Скомканный финал, сорвавшийся в комедийный стёб, зрители не простили и сочинили десятки новых финалов. «Самый главный» заключительный разговор героев можно издать как сборник вариантов довольно большого объема.
Тут мы затрагиваем еще один очень важный закон массмедиа: именно несовершенный с точки зрения традиционной критики продукт дает толчок к производству «сетературы». Редко какое произведение традиционного искусства обладает, думаю, столь мощной способностью пробуждать самодеятельное творчество масс. Сама условность, на которой строится поэтика сериала, провоцирует на его продолжение. Есть, правда, зрители, которые эту условность фиксируют и критикуют.
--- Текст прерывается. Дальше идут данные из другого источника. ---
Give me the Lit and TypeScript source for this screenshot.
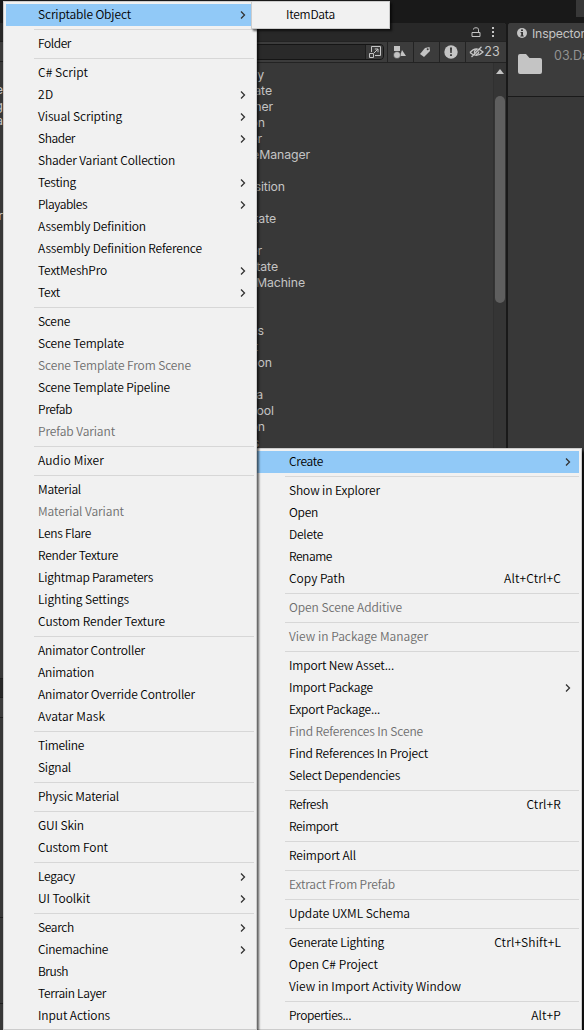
import { LitElement, html, css, nothing } from "lit";
import { customElement, property } from "lit/decorators.js";

interface Entry { label: string; width?: number; keys?: string; sub?: boolean; off?: boolean; hot?: boolean }
type Row = Entry | null;

// Suffixes: ">" opens a submenu, "~" is disabled, "*" is highlighted, "|" precedes a shortcut,
// "@" precedes the label's width in pixels, "-" is a separator.
const parse = (text: string): Row[] =>
  text.trim().split("\n").map((line) => {
    line = line.trim();
    if (line === "-") return null;
    const [main, keys] = line.split("|");
    const [name, width] = main.split("@");
    const e: Entry = { label: name, keys, width: width ? Number(width) : undefined };
    if (e.label.endsWith("*")) { e.hot = true; e.label = e.label.slice(0, -1); }
    if (e.label.endsWith(">")) { e.sub = true; e.label = e.label.slice(0, -1); }
    if (e.label.endsWith("~")) { e.off = true; e.label = e.label.slice(0, -1); }
    return e;
  });

const createMenu = parse(`Scriptable Object>*@93
-
Folder@33
-
C# Script@50
2D>@16
Visual Scripting>@84
Shader>@37
Shader Variant Collection@137
Testing>@38
Playables>@49
Assembly Definition@108
Assembly Definition Reference@164
TextMeshPro>@69
Text>@22
-
Scene@32
Scene Template@86
Scene Template From Scene~@153
Scene Template Pipeline@132
Prefab@34
Prefab Variant~@77
-
Audio Mixer@66
-
Material@43
Material Variant~@86
Lens Flare@53
Render Texture@80
Lightmap Parameters@115
Lighting Settings@91
Custom Render Texture@127
-
Animator Controller@107
Animation@56
Animator Override Controller@157
Avatar Mask@67
-
Timeline@46
Signal@33
-
Physic Material@81
-
GUI Skin@46
Custom Font@70
-
Legacy>@37
UI Toolkit>@52
-
Search>@36
Cinemachine>@70
Brush@30
Terrain Layer@68
Input Actions@72`);

const assetMenu = parse(`Create>*@34
-
Show in Explorer@91
Open@29
Delete@34
Rename@43
Copy Path@56|Alt+Ctrl+C
-
Open Scene Additive~@113
-
View in Package Manager~@139
-
Import New Asset...@105
Import Package>@84
Export Package...@91
Find References In Scene~@134
Find References In Project@139
Select Dependencies@111
-
Refresh@39|Ctrl+R
Reimport@49
-
Reimport All@67
-
Extract From Prefab~@106
-
Update UXML Schema@121
-
Generate Lighting@95|Ctrl+Shift+L
Open C# Project@89
View in Import Activity Window@172
-
Properties...@62|Alt+P`);

@customElement("popup-menu")
class PopupMenu extends LitElement {
  @property({ attribute: false }) rows: Row[] = [];
  static styles = css`
    :host { display: block; box-sizing: border-box; background: #f1f1f1; border: 1px solid #ccc;
      padding: 2px; box-shadow: 2px 2px 2px rgba(0,0,0,.6);
      font: 350 12px/20px "Noto Sans CJK KR", "Noto Sans", sans-serif; color: #000; }
    .row { display: flex; justify-content: space-between; height: 22px; box-sizing: border-box; padding-left: 32px; padding-right: 18px; white-space: pre; }
    .hot { background: #91c9f7; }
    .off { color: #6d6d6d; }
    .keys { letter-spacing: .15px; }
    .chev { width: 6px; height: 10px; margin: 6px -10px 0 0; }
    .sep { height: 7px; padding: 3px 0 0 28px; box-sizing: border-box; }
    .line { height: 1px; background: #d7d7d7; }
  `;
  render() {
    return this.rows.map((r) => r === null
      ? html`<div class="sep"><div class="line"></div></div>`
      : html`<div class="row ${r.hot ? "hot" : ""} ${r.off ? "off" : ""}">
          <span class="label" data-width=${r.width ?? nothing}>${r.label}</span>${r.keys ? html`<span class="keys">${r.keys}</span>` : nothing}${r.sub
            ? html`<svg class="chev" viewBox="0 0 6 10"><path d="M1 1.500L4.500 5L1 8.500" fill="none" stroke="#333" stroke-width="1.300"/></svg>` : nothing}
        </div>`);
  }
  updated() {
    // Track each label so that it fills its own width.
    this.renderRoot.querySelectorAll<HTMLElement>(".label[data-width]").forEach((el) => {
      const goal = Number(el.dataset.width);
      const gap = (goal - el.getBoundingClientRect().width) / el.textContent!.length;
      el.style.letterSpacing = `${Math.max(-0.5, Math.min(0.5, gap)).toFixed(3)}px`;
    });
  }
}

const fragments: [string, number][] = [
  ["Enemy", 264], ["EnemyState", 272], ["Spawner", 273], ["Button", 265], ["Player", 262],
  ["StateManager", 310], ["", 0], ["Transition", 285], ["", 0], ["IdleState", 276], ["", 0],
  ["Player", 262], ["PlayerState", 278], ["StateMachine", 305], ["", 0], ["", 0], ["Items", 264],
  ["Object", 258], ["Weapon", 272], ["", 0], ["Data", 263], ["ObjectPool", 274], ["Button", 265], ["Utils", 259],
];

@customElement("app-root")
class AppRoot extends LitElement {
  static styles = css`
    :host { display: block; position: relative; width: 584px; height: 1030px; overflow: hidden;
      background: #191919; font: 12.5px/16px Inter, sans-serif; color: #c4c4c4; }
    .editor { display: flex; height: 1030px; box-sizing: border-box; padding-top: 23px; gap: 2px; }
    .project { width: 506px; background: #383838; display: flex; flex-direction: column; border-radius: 0 3px 0 0; overflow: hidden; }
    .tabs { height: 18px; background: #282828; display: flex; justify-content: flex-end; gap: 10px; padding-right: 11px; flex: none; }
    .tabs svg { margin-top: 4px; }
    .tools { height: 20px; background: #3c3c3c; border-top: 1px solid #232323; border-bottom: 1px solid #232323; display: flex; justify-content: flex-end; flex: none; }
    .search { width: 183px; height: 14px; margin: 2px 3px 0 0; background: #2a2a2a; border: 1px solid #151515; border-radius: 0 4px 4px 0; display: flex; justify-content: flex-end; }
    .pick { width: 17px; background: #3a3a3a; border-left: 1px solid #1c1c1c; display: flex; align-items: center; justify-content: center; border-radius: 0 3px 3px 0; }
    .tool { width: 26px; box-sizing: border-box; border-left: 1px solid #232323; display: flex; justify-content: center; align-items: center; padding-right: 3px; }
    .tool.eye { width: 41px; gap: 0; }
    .body { flex: 1; display: flex; }
    .list { flex: 1; padding-top: 4px; font-size: 12.3px; letter-spacing: -.1px; }
    .item { height: 16px; text-align: right; white-space: pre; }
    .scroll { width: 12px; border-left: 1px solid #303030; background: #353535; display: flex; flex-direction: column; align-items: center; }
    .arrow { margin-top: 6px; flex: none; }
    .thumb { width: 10px; height: 207px; margin-top: 22px; border-radius: 5px; background: #5f5f5f; flex: none; }
    .inspector { width: 76px; background: #383838; border-radius: 3px 0 0 0; overflow: hidden; white-space: nowrap; }
    .title { height: 19px; background: #3c3c3c; display: flex; gap: 5px; padding: 2px 0 0 9px; box-sizing: border-box; font-size: 12.3px; letter-spacing: -.2px; }
    .title svg { margin-top: 3px; flex: none; }
    .title span { margin-top: 1px; }
    .head { height: 54px; background: #3c3c3c; border-bottom: 1px solid #1a1a1a; display: flex; gap: 12px; padding-left: 10px; color: #929292; }
    .head svg { margin-top: 12px; flex: none; }
    .head span { margin-top: 6px; }
    .window-edge { position: absolute; left: 576px; top: 0; width: 8px; height: 17px; background: #383838; }
    .dock { position: absolute; left: 0; top: 23px; width: 3px; height: 1007px; display: flex; flex-direction: column; overflow: hidden; }
    .dock div { box-sizing: border-box; border-bottom: 1px solid #1f1f1f; flex: none; background: #383838; direction: rtl; }
    .dock .bar { height: 19px; background: #282828; }
    .dock .strip { height: 20px; background: #3c3c3c; }
    .dock .tree { height: 617px; padding-top: 20px; }
    .dock .files { height: 200px; padding-top: 4px; }
    .dock .foot { height: 86px; }
    .dock span { display: block; height: 15.600px; }
    .dock .late { padding-top: 79px; }
    .assets { position: absolute; left: 254px; top: 448px; width: 328px; height: 582px; box-shadow: 3px 3px 3px rgba(0,0,0,.85); }
    .create { position: absolute; left: 3px; top: 1px; width: 254px; height: 1029px; }
    .leaf { position: absolute; left: 251px; top: 1px; width: 139px; height: 28px; }
  `;
  render() {
    return html`
      <div class="editor">
        <section class="project">
          <div class="tabs">
            <svg width="10" height="11" viewBox="0 0 10 11" fill="none" stroke="#c4c4c4"><path d="M1 5.500h8v4H1zM2.500 2.500c0-1.500 1-1.700 2.500-1.700s2.500.2 2.500 2v2.500"/></svg>
            <svg width="4" height="11" viewBox="0 0 4 11" fill="#c4c4c4"><path d="M1 0h2v2H1zM1 4h2v2H1zM1 8h2v2H1z"/></svg>
          </div>
          <div class="tools">
            <div class="search"><div class="pick"><svg width="12" height="12" viewBox="0 0 12 12" fill="none" stroke="#c4c4c4"><path d="M2.500 6V.5h9v9H6M.5 7.500h4v4h-4zM5 7l4-4M5.800 3H9v3.200"/></svg></div></div>
            <div class="tool"><svg width="13" height="13" viewBox="0 0 13 13" fill="#c4c4c4"><path d="M1 0h6v5H1zM9 4l4 6H7z"/><circle cx="4" cy="9" r="3.500" stroke="#3c3c3c" stroke-width=".6"/></svg></div>
            <div class="tool"><svg width="12" height="12" viewBox="0 0 12 12"><path d="M1 8L6 2L10.500 1L11 5L5 11Z" fill="#c4c4c4"/><circle cx="8.700" cy="3.200" r="1" fill="#3c3c3c"/></svg></div>
            <div class="tool"><svg width="14" height="14" viewBox="0 0 14 14"><circle cx="7" cy="7" r="6.700" fill="#c4c4c4"/><path d="M6 2.500h2L7.700 8H6.300zM6.100 9.300h1.800v1.800H6.100z" fill="#333"/></svg></div>
            <div class="tool eye"><svg width="15" height="12" viewBox="0 0 15 12" fill="none" stroke="#c4c4c4" stroke-width="1.300"><path d="M1 6.500Q7-.5 14 6Q7.500 12.500 1 6.500M2.500 11L12.500.8"/><path d="M5.500 7.500Q5 4 8 3.500M7 8.500Q9.500 8.500 9.800 5.500"/></svg><span>23</span></div>
          </div>
          <div class="body">
            <div class="list">${fragments.map(([t, right]) => html`<div class="item" style="width:${right}px">${t}</div>`)}</div>
            <div class="scroll"><svg class="arrow" width="8" height="5" viewBox="0 0 8 5"><path d="M0 5L4 0L8 5Z" fill="#c4c4c4"/></svg><div class="thumb"></div></div>
          </div>
        </section>
        <section class="inspector">
          <div class="title"><svg width="10" height="10" viewBox="0 0 10 10"><circle cx="5" cy="5" r="5" fill="#c4c4c4"/><path d="M4 1.500h2v1.600H4zM3.600 4H6v3.500h.7v1H3.400v-1h.8V5h-.6z" fill="#333"/></svg><span>Inspector</span></div>
          <div class="head"><svg width="24" height="20" viewBox="0 0 24 20"><path d="M0 2Q0 0 2 0H8L11.500 4H22Q24 4 24 6V18Q24 20 22 20H2Q0 20 0 18Z" fill="#c4c4c4"/></svg><span>03.Da</span></div>
        </section>
      </div>
      <div class="window-edge"></div>
      <div class="dock">
        <div class="bar"></div><div class="strip"></div>
        <div class="tree"><span>e</span><span>g</span><span>a</span><span class="late">r</span></div>
        <div class="bar"></div><div class="strip"></div>
        <div class="files"></div><div class="foot"></div>
      </div>
      <popup-menu class="assets" .rows=${assetMenu}></popup-menu>
      <popup-menu class="create" .rows=${createMenu}></popup-menu>
      <popup-menu class="leaf" .rows=${parse("ItemData@49")}></popup-menu>
    `;
  }
}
На сайте, например, разбирают юридические неточности (как можно путать совет директоров и акционеров, проводить финансовые решения, не соответствующие нашим законам?), анализируют ляпы со временем — одна из героинь беременна уже тринадцать месяцев. Этому посвящено целое направление текстов.
Но большинству зрителей все это никак не мешает. Их интересует не фактическое соответствие сюжетных линий действительности, а реальность представленных взаимоотношений. Им важно вжиться, идентифицироваться, сравнить и — высказаться по поводу моральных и прочих проблем, спровоцированных сериалом.
Конечно, на таком форуме обговаривается прежде всего то, что касается взаимоотношений мужчины и женщины: «Пусть ради женщины (тем более некрасивой) так страдает такой мужчина!», «Пусть ни я, ни моя дочка, ни моя внучка, ни моя подруга не имеют идеального женского счастья. Пусть хоть в кино будет».
Одни переосмысливали свою жизнь, заново взрослея вместе с героиней («Если бы я себя вела, как Катя, моя жизнь сложилась бы иначе», «Катька, Катенька, любимая наша девочка! Стойкий оловянный солдатик. С тобой мы прошли этот путь — умирали от предательства, свернувшись клубком на полу, с тобой мстили, заглядывая в самый мрак своей души, с тобой прощали, извергая в диком крике боль… С тобой преданно любили. Будь счастлива!»), другие откликались на происходящее с завидной непосредственностью и самоиронией, реагируя на каждый жест, каждый мельчайший поступок героев: «Ах, Жданов, тощий, пьяный дурачок… Доканывая себя, вы доканываете нас, Андрей Палыч!», «Рома, Вы просто пробковое дерево, Вами, Ромочка, шампанское надо закупоривать!», «Кира! Уходя, уходи! Ты не Жданова любишь, а себя в своей любви»5. Однако за всем этим просвечивало нечто иное и самое главное — потребность проговорить свою позицию в мире.
Дело в том, что сериал наложился на растущий сегодня в обществе протест против гламура и гламурной реальности. Идентифицируясь с героями сериала, зритель находил оправдание своей скромной, «не-рублевской» жизни, обычной, «не-собчаковской» внешности. Он обнаружил, что имеет право быть таким, как есть. Атмосфера Катиной семьи, тепло и обыденность их жизни, в отличие, например, от отношений в семье Жданова или новорусской стерильности Киры, привлекла тем, что люди стали вновь находить смысл
и оправдание собственного уклада. Противостояние лоботомирующего телевидения, которое по-своему служит новокультурным тенденциям, и обыденного восприятия — главный градус форума. Зрители «Неродиськи», голосуя за нее, протестуют против аморализма, гламура, бандитского беспредела и прочего «мусора». Они удерживают норму и идеалы, которые расшатываются телевизионным трэшем.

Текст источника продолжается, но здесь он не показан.